И все же, что ни говори, это пытка – быть выставленным на обозрение всей деревне.

Их окружала нищета настолько откровенная, что даже одежда нашей нары, весьма и весьма ординарная с их точки зрения, была недоступна никому из здесь живущих; сумочка Кейт – до той поры она носила ее не задумываясь, а сейчас, наткнувшись взглядом на эту элегантную вещь из блестящей кожи, лежавшую на выскобленном деревянном столе, уже не могла отвести от нее глаз – стоила. по всей вероятности, месячного заработка здешнею сезонного рабочего. Проходя как-то по холлу отеля в Стамбуле, она увидела эту сумку и, решив себя побаловать, купила. Но не в том суть, не это главное – она знала, что ни один прохожий, ни одна женщина за ставнями не завидует платью, сумке, туфлям. Невыносимым для них было то, что олицетворяли Кейт и Джеффри в их глазах – они завидовали возможности путешествовать, этой праздной, веселой жизни, непринужденным манерам, раскованности в обращении друг с другом.

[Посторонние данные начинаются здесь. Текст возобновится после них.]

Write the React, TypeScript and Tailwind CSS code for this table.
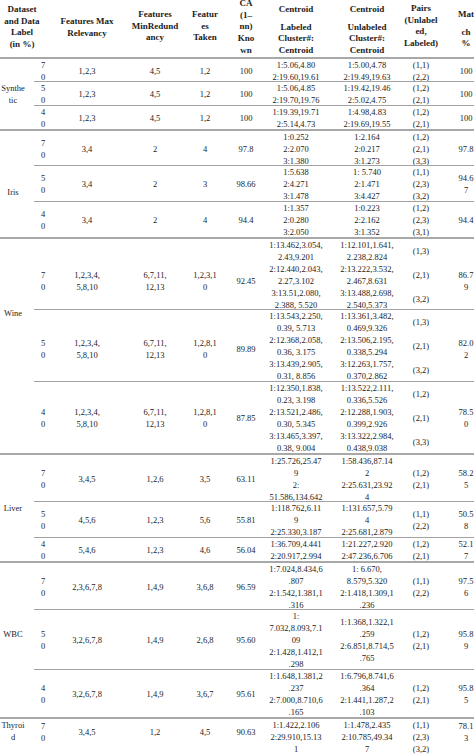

Они находились всего в пятидесяти милях от побережья: там, на побережье, они были бы парой, гладко вписывающейся в курортную жизнь. Все там живущие – во всяком случае туристы – перебирались из страны в страну на машинах, в автобусах, на пароходах, самолетах, по железной дороге, пешком, пересекали континенты, чтобы попасть на музыкальный фестиваль или просто посидеть в знаменитом ресторане, – словом, пользовались всем, что для жителей этой деревушки было недоступно.

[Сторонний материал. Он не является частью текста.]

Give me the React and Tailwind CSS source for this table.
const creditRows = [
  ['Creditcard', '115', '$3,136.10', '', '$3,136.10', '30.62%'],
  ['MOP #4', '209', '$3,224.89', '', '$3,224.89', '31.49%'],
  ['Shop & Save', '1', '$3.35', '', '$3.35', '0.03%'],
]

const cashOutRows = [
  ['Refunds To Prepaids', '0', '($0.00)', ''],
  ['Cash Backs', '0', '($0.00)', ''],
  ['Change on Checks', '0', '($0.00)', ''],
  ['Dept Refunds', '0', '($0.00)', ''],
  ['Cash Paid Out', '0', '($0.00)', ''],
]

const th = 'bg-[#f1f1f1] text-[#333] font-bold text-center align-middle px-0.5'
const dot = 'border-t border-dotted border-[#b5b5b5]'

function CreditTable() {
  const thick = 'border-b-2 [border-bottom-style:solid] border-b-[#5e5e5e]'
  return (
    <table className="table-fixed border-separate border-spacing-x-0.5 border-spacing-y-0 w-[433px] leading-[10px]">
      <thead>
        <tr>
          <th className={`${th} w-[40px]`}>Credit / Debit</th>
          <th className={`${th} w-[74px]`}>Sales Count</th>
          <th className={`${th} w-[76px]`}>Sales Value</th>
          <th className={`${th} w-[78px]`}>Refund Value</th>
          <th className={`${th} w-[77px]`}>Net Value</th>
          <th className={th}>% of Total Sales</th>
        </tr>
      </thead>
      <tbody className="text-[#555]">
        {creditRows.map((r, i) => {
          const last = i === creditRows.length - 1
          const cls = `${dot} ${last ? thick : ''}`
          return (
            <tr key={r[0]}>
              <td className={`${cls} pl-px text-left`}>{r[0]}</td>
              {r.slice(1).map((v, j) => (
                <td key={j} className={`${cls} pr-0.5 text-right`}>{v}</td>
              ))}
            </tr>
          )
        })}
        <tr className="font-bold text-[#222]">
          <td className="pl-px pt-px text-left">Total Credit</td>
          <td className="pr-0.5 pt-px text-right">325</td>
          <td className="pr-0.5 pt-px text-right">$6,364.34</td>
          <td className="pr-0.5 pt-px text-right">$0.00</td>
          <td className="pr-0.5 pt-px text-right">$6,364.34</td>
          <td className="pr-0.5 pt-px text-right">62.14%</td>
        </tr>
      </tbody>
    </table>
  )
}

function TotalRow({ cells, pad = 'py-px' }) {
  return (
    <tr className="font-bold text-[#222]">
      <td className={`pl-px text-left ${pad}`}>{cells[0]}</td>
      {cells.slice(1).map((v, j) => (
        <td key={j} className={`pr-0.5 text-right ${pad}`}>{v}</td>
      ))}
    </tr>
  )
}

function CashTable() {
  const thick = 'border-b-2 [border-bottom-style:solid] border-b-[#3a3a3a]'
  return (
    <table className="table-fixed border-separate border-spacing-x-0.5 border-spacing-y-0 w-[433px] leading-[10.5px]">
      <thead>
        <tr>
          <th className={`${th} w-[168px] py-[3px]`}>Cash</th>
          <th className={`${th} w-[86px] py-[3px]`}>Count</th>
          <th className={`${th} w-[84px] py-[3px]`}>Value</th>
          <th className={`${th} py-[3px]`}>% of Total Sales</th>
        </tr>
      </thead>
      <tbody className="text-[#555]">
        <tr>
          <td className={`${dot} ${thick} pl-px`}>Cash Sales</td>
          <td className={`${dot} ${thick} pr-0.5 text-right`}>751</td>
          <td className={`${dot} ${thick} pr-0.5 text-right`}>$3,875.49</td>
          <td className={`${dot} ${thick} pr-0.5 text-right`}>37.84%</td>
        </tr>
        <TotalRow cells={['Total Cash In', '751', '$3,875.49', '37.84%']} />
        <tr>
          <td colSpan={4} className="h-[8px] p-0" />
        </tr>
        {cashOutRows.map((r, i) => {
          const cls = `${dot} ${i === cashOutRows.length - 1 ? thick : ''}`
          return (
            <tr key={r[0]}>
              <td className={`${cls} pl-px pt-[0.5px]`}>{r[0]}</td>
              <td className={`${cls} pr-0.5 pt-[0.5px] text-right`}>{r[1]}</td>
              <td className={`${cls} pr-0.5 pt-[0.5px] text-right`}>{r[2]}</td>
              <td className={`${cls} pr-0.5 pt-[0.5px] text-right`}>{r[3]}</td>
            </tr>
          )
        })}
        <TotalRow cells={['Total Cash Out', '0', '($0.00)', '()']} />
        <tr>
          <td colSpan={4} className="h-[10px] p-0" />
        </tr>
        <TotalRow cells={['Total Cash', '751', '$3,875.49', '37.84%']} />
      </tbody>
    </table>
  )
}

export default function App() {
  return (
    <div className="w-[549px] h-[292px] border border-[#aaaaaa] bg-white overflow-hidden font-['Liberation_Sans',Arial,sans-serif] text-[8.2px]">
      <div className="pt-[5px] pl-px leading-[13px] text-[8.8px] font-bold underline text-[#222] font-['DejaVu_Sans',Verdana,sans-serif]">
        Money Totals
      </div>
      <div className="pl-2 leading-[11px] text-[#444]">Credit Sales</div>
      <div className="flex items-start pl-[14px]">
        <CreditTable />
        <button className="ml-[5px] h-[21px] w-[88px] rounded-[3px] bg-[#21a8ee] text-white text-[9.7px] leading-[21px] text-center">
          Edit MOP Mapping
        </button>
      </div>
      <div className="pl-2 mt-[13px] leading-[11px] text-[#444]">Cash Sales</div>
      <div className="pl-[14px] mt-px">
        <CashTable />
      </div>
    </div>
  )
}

Вот они сидят – Кейт Браун, сорокапятилетняя женщина, мать четырех детей, жена уважаемого врача, который, возможно, в этот момент читает на какой-нибудь научной конференции лекцию о патологических отклонениях нервной системы, и Джеффри, который почти наверняка через год будет усердно, но без огонька работать в юридической конторе своего дядюшки в Вашингтоне, – так называемые «любовники», и в их отношении друг к другу до того мало душевного волнения, что, когда они вспомнят об этом периоде в их жизни, слово «любовь» будет последним, которое придет им в голову. В этой деревне не было ни одной женщины или девушки, которая не отставала бы в своих взглядах от подобной свободы отношений больше чем на сто лет. Эталоном безнравственности для них все еще служила мадам Бовари; что же до мужчин, то, если некоторых судьба и заставляла ехать куда-то на заработки, как брата сеньора Мартинеса, служившего официантом в Манчестере, можно было с полной уверенностью сказать, что ни обычаев, ни нравов этого или другого разгульного города они не привезут в родную деревню. Надо сказать, что уезжали отсюда редко: жители деревни в основном были крестьяне, обрабатывавшие землю. Они выращивали маис и делали из него муку. Выращивали маслины и часть урожая продавали на рынке. Растили помидоры. Работали в поместье богатого аристократа, проводившего большую часть года в Мадриде или на берегу моря в собственной вилле, как и отец его, и дед; заработка этих людей едва хватало, чтобы не умереть с голоду.